Reproduce all the material exactly, minus any pictures it holds.
:: Exercise data ::
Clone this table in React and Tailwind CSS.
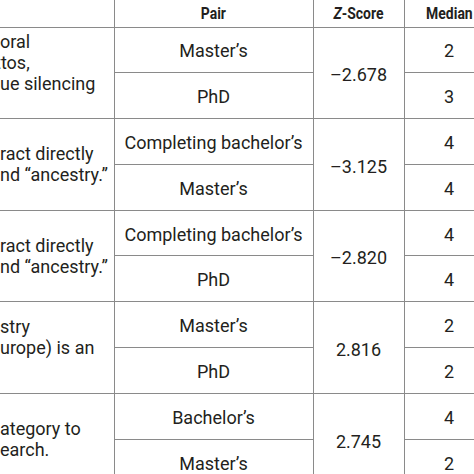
import React from 'react';

const groups = [
  {
    lines: ['oral', 'ttos,', 'ue silencing', '\u00a0'],
    shifts: ['', '-ml-[5px]', '', ''],
    z: '–2.678',
    rows: [
      { pair: 'Master’s', median: '2' },
      { pair: 'PhD', median: '3' },
    ],
  },
  {
    lines: ['ract directly', 'nd “ancestry.”'],
    z: '–3.125',
    rows: [
      { pair: 'Completing bachelor’s', median: '4' },
      { pair: 'Master’s', median: '4' },
    ],
  },
  {
    lines: ['ract directly', 'nd “ancestry.”'],
    z: '–2.820',
    rows: [
      { pair: 'Completing bachelor’s', median: '4' },
      { pair: 'PhD', median: '4' },
    ],
  },
  {
    lines: ['stry', 'urope) is an', '\u00a0'],
    z: '2.816',
    rows: [
      { pair: 'Master’s', median: '2' },
      { pair: 'PhD', median: '2' },
    ],
  },
  {
    lines: ['ategory to', 'earch.'],
    z: '2.745',
    rows: [
      { pair: 'Bachelor’s', median: '4' },
      { pair: 'Master’s', median: '2' },
    ],
  },
];

const HeadText = ({ children }) => (
  <span className="inline-block scale-x-[0.82] origin-center">{children}</span>
);

export default function App() {
  return (
    <div
      className="w-[474px] h-[474px] overflow-hidden bg-white text-[#231f20]"
      style={{ fontFamily: 'Roboto, "Liberation Sans", sans-serif' }}
    >
      <table className="table-fixed border-collapse w-[494px] text-[18px]">
        <colgroup>
          <col className="w-[114px]" />
          <col className="w-[199px]" />
          <col className="w-[91px]" />
          <col className="w-[90px]" />
        </colgroup>
        <thead>
          <tr className="h-[27px]">
            <th className="border-r border-b border-[#8a8a8a]" />
            <th className="border border-t-0 border-[#8a8a8a] text-[17px] font-bold text-center p-0">
              <HeadText>Pair</HeadText>
            </th>
            <th className="border border-t-0 border-[#8a8a8a] text-[17px] font-bold text-center p-0">
              <HeadText><em>Z</em>-Score</HeadText>
            </th>
            <th className="border border-t-0 border-[#8a8a8a] text-[17px] font-bold text-center p-0">
              <HeadText>Median</HeadText>
            </th>
          </tr>
        </thead>
        <tbody>
          {groups.map((g, gi) => (
            <React.Fragment key={`group-${gi}`}>
              <tr className="h-[45.8px]">
                <td rowSpan={2} className="border-r border-b border-[#8a8a8a] align-middle p-0">
                  <div className="overflow-hidden w-[113px] leading-[21px] whitespace-nowrap">
                    {g.lines.map((line, li) => (
                      <div key={`line-${li}`} className={g.shifts ? g.shifts[li] : ''}>
                        {line}
                      </div>
                    ))}
                  </div>
                </td>
                <td className="border border-[#8a8a8a] text-center p-0 pt-[2px]">{g.rows[0].pair}</td>
                <td rowSpan={2} className="border border-[#8a8a8a] text-center p-0 pt-[4px]">{g.z}</td>
                <td className="border border-[#8a8a8a] text-center p-0 pt-[2px]">{g.rows[0].median}</td>
              </tr>
              <tr className="h-[45.8px]">
                <td className="border border-[#8a8a8a] text-center p-0 pt-[2px]">{g.rows[1].pair}</td>
                <td className="border border-[#8a8a8a] text-center p-0 pt-[2px]">{g.rows[1].median}</td>
              </tr>
            </React.Fragment>
          ))}
        </tbody>
      </table>
    </div>
  );
}
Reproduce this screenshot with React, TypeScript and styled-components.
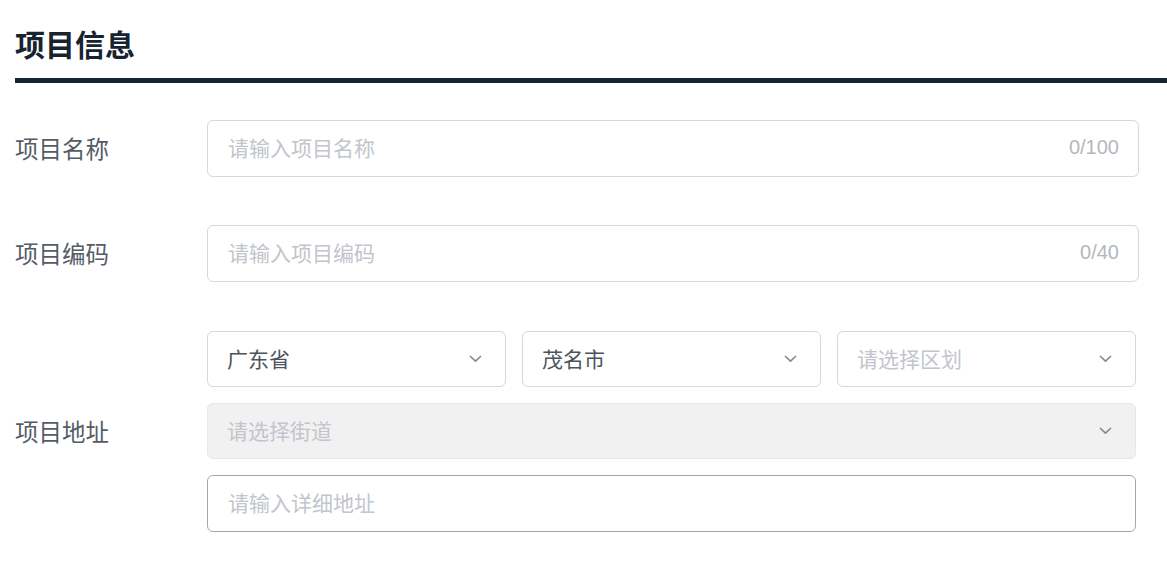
:::
### Problem solution
Clone this table in React and Tailwind CSS.
import React from 'react';

const groups = [
  {
    lines: ['oral', 'ttos,', 'ue silencing', '\u00a0'],
    shifts: ['', '-ml-[5px]', '', ''],
    z: '–2.678',
    rows: [
      { pair: 'Master’s', median: '2' },
      { pair: 'PhD', median: '3' },
    ],
  },
  {
    lines: ['ract directly', 'nd “ancestry.”'],
    z: '–3.125',
    rows: [
      { pair: 'Completing bachelor’s', median: '4' },
      { pair: 'Master’s', median: '4' },
    ],
  },
  {
    lines: ['ract directly', 'nd “ancestry.”'],
    z: '–2.820',
    rows: [
      { pair: 'Completing bachelor’s', median: '4' },
      { pair: 'PhD', median: '4' },
    ],
  },
  {
    lines: ['stry', 'urope) is an', '\u00a0'],
    z: '2.816',
    rows: [
      { pair: 'Master’s', median: '2' },
      { pair: 'PhD', median: '2' },
    ],
  },
  {
    lines: ['ategory to', 'earch.'],
    z: '2.745',
    rows: [
      { pair: 'Bachelor’s', median: '4' },
      { pair: 'Master’s', median: '2' },
    ],
  },
];

const HeadText = ({ children }) => (
  <span className="inline-block scale-x-[0.82] origin-center">{children}</span>
);

export default function App() {
  return (
    <div
      className="w-[474px] h-[474px] overflow-hidden bg-white text-[#231f20]"
      style={{ fontFamily: 'Roboto, "Liberation Sans", sans-serif' }}
    >
      <table className="table-fixed border-collapse w-[494px] text-[18px]">
        <colgroup>
          <col className="w-[114px]" />
          <col className="w-[199px]" />
          <col className="w-[91px]" />
          <col className="w-[90px]" />
        </colgroup>
        <thead>
          <tr className="h-[27px]">
            <th className="border-r border-b border-[#8a8a8a]" />
            <th className="border border-t-0 border-[#8a8a8a] text-[17px] font-bold text-center p-0">
              <HeadText>Pair</HeadText>
            </th>
            <th className="border border-t-0 border-[#8a8a8a] text-[17px] font-bold text-center p-0">
              <HeadText><em>Z</em>-Score</HeadText>
            </th>
            <th className="border border-t-0 border-[#8a8a8a] text-[17px] font-bold text-center p-0">
              <HeadText>Median</HeadText>
            </th>
          </tr>
        </thead>
        <tbody>
          {groups.map((g, gi) => (
            <React.Fragment key={`group-${gi}`}>
              <tr className="h-[45.8px]">
                <td rowSpan={2} className="border-r border-b border-[#8a8a8a] align-middle p-0">
                  <div className="overflow-hidden w-[113px] leading-[21px] whitespace-nowrap">
                    {g.lines.map((line, li) => (
                      <div key={`line-${li}`} className={g.shifts ? g.shifts[li] : ''}>
                        {line}
                      </div>
                    ))}
                  </div>
                </td>
                <td className="border border-[#8a8a8a] text-center p-0 pt-[2px]">{g.rows[0].pair}</td>
                <td rowSpan={2} className="border border-[#8a8a8a] text-center p-0 pt-[4px]">{g.z}</td>
                <td className="border border-[#8a8a8a] text-center p-0 pt-[2px]">{g.rows[0].median}</td>
              </tr>
              <tr className="h-[45.8px]">
                <td className="border border-[#8a8a8a] text-center p-0 pt-[2px]">{g.rows[1].pair}</td>
                <td className="border border-[#8a8a8a] text-center p-0 pt-[2px]">{g.rows[1].median}</td>
              </tr>
            </React.Fragment>
          ))}
        </tbody>
      </table>
    </div>
  );
}
Reproduce this screenshot with React, TypeScript and styled-components.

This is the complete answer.